--- Raw data ---

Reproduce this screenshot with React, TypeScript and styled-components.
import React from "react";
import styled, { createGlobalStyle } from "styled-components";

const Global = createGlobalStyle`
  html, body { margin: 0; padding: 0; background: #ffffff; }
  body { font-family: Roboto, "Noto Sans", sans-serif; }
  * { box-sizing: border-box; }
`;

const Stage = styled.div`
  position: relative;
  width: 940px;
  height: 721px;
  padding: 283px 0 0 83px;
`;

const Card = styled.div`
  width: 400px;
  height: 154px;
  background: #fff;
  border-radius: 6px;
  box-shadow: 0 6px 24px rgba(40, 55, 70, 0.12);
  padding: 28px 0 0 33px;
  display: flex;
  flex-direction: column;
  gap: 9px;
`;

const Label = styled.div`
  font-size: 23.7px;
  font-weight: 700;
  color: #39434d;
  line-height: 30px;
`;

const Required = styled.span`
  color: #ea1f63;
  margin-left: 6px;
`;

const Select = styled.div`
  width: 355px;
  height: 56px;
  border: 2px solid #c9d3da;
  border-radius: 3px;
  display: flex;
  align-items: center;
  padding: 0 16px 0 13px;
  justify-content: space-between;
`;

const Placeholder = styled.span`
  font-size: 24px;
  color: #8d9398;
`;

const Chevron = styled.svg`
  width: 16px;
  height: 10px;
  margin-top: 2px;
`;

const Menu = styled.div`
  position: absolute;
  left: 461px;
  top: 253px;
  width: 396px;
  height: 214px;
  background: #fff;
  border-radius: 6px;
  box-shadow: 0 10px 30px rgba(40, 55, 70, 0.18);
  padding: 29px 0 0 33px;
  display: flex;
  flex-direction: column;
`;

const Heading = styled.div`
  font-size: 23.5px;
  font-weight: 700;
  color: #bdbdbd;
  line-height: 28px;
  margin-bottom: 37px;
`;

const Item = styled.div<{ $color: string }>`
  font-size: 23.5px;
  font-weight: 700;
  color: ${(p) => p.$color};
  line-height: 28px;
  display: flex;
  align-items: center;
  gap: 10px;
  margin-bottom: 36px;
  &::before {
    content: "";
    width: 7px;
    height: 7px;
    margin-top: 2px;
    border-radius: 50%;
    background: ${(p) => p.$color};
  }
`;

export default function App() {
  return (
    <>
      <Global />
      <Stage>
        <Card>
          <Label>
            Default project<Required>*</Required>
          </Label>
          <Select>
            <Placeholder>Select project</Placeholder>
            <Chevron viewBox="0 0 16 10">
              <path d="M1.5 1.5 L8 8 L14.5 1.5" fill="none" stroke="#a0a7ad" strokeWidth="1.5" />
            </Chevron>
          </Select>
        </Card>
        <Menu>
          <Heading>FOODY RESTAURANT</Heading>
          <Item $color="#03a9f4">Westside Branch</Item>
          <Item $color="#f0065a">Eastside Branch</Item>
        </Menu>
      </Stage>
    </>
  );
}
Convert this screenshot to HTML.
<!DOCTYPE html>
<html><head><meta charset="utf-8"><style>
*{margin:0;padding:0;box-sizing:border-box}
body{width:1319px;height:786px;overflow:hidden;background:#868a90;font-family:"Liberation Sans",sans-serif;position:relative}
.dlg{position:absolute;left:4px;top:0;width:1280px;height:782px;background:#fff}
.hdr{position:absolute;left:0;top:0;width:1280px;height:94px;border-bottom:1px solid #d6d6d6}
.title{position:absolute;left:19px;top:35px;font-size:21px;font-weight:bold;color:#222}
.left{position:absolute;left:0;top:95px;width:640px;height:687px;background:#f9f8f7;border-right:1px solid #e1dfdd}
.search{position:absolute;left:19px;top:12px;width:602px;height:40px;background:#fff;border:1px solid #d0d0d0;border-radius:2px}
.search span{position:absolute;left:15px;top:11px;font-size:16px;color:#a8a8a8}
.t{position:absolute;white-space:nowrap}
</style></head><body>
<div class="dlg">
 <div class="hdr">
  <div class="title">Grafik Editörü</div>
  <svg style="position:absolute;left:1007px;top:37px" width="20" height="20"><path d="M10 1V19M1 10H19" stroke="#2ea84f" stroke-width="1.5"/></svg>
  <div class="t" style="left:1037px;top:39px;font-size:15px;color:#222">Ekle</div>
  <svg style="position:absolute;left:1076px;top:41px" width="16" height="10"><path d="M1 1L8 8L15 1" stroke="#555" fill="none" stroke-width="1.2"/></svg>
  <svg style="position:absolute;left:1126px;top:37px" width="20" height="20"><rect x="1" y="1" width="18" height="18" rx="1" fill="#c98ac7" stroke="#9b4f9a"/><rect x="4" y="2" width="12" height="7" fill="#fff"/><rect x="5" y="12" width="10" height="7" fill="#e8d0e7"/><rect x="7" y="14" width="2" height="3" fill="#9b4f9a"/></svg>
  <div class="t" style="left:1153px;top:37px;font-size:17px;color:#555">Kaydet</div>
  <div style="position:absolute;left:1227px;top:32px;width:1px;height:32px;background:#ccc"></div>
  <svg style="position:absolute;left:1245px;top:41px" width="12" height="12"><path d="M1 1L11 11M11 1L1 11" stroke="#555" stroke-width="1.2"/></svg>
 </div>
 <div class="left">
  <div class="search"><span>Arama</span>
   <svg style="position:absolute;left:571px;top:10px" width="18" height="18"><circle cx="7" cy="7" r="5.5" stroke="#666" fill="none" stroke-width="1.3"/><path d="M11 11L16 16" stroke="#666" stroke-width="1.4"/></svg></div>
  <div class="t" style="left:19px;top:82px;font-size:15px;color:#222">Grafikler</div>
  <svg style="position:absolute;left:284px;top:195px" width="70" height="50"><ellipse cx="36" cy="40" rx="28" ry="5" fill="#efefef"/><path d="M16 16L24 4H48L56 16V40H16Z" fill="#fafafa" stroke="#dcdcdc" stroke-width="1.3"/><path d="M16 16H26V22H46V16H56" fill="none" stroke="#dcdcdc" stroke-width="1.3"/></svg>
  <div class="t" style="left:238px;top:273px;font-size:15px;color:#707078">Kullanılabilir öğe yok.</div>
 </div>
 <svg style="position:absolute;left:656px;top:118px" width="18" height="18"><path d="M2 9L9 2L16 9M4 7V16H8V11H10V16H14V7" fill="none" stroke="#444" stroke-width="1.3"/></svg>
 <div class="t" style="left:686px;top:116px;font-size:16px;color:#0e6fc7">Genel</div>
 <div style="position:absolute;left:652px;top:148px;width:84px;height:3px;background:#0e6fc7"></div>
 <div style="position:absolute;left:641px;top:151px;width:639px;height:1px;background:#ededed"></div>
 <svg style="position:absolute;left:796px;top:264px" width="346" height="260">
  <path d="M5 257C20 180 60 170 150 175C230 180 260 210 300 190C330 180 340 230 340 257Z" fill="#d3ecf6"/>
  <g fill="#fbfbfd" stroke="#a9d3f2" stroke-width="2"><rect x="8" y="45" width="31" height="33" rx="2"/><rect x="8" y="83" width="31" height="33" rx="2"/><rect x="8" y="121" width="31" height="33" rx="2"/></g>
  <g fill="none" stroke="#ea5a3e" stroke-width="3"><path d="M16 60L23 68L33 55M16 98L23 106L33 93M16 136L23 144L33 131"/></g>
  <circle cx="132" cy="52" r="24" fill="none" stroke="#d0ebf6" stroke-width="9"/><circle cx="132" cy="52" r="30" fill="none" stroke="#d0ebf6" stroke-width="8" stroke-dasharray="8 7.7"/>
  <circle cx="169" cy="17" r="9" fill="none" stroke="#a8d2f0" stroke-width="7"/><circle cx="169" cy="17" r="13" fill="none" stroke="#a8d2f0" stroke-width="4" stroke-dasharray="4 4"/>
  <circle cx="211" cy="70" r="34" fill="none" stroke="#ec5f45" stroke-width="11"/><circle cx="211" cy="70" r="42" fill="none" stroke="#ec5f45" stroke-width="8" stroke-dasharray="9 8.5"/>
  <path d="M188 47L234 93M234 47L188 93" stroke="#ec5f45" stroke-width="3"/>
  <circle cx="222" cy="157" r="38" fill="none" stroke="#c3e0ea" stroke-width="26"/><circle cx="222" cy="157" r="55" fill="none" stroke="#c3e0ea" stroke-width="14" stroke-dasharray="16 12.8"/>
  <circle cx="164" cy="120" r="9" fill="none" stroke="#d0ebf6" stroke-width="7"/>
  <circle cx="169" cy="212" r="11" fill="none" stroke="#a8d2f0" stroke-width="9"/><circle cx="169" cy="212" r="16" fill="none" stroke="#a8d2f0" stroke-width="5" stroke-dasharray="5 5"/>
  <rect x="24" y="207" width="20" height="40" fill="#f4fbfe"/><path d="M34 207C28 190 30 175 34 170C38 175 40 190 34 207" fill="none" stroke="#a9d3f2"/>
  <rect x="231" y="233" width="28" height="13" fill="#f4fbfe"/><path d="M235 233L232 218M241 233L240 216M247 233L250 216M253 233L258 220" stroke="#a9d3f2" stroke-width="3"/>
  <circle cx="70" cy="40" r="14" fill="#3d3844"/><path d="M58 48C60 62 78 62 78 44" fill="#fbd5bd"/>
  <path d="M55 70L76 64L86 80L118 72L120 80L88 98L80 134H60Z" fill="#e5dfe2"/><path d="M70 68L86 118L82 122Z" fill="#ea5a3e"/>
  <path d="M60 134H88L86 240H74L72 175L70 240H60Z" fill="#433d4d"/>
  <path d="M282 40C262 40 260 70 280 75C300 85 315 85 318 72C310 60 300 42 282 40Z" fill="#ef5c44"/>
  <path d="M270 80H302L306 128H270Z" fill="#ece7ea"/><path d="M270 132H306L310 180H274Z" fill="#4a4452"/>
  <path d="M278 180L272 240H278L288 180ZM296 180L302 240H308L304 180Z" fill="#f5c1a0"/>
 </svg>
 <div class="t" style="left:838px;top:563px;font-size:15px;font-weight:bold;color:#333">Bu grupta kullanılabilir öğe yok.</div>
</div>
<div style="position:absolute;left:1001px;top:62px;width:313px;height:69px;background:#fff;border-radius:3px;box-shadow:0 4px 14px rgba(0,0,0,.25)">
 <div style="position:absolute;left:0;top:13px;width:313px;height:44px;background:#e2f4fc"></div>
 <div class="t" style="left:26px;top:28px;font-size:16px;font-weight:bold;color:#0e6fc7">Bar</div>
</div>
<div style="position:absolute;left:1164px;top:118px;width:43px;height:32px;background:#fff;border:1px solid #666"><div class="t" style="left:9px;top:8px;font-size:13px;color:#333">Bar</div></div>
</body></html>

---
--- Raw data ---

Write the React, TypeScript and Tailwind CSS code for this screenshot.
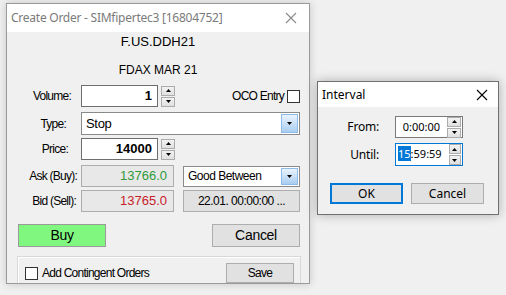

---
--- Raw data ---

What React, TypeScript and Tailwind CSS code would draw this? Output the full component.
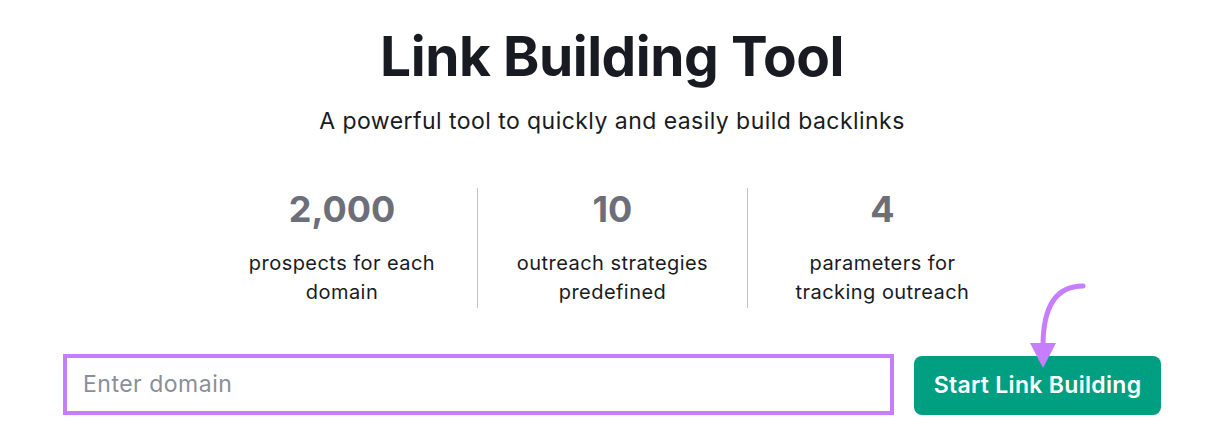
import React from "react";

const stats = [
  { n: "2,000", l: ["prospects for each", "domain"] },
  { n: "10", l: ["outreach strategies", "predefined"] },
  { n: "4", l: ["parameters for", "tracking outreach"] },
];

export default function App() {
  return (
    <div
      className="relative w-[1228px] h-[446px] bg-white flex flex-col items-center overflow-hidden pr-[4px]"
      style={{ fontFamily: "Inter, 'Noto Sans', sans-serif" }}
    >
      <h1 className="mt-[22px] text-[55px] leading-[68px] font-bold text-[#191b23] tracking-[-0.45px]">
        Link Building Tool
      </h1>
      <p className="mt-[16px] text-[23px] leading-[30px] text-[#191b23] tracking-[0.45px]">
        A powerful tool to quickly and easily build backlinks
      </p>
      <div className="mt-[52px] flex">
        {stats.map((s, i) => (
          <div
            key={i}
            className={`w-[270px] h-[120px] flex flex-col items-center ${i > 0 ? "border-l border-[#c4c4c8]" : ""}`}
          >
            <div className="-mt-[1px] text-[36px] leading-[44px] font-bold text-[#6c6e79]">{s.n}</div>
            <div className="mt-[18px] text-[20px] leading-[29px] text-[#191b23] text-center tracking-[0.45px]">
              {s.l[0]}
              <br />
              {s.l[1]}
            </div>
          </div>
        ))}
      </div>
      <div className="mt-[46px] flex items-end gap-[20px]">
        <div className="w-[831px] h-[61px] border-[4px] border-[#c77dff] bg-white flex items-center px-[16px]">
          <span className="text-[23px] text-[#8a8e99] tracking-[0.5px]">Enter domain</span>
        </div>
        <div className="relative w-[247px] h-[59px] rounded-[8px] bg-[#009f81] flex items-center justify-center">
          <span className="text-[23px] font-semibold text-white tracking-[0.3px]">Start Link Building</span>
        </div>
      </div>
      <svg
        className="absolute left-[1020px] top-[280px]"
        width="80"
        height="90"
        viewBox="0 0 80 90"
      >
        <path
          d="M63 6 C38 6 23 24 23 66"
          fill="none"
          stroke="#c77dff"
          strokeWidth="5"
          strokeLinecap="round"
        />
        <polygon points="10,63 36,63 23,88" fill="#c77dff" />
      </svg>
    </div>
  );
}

---

▶ [Short problem] Find the lines above that include the string "styled" and copy them.

▶ [Exercise output]
Reproduce this screenshot with React, TypeScript and styled-components.
import styled, { createGlobalStyle } from "styled-components";
const Stage = styled.div`
const Card = styled.div`
const Label = styled.div`
const Required = styled.span`
const Select = styled.div`
const Placeholder = styled.span`
const Chevron = styled.svg`
const Menu = styled.div`
const Heading = styled.div`
const Item = styled.div<{ $color: string }>`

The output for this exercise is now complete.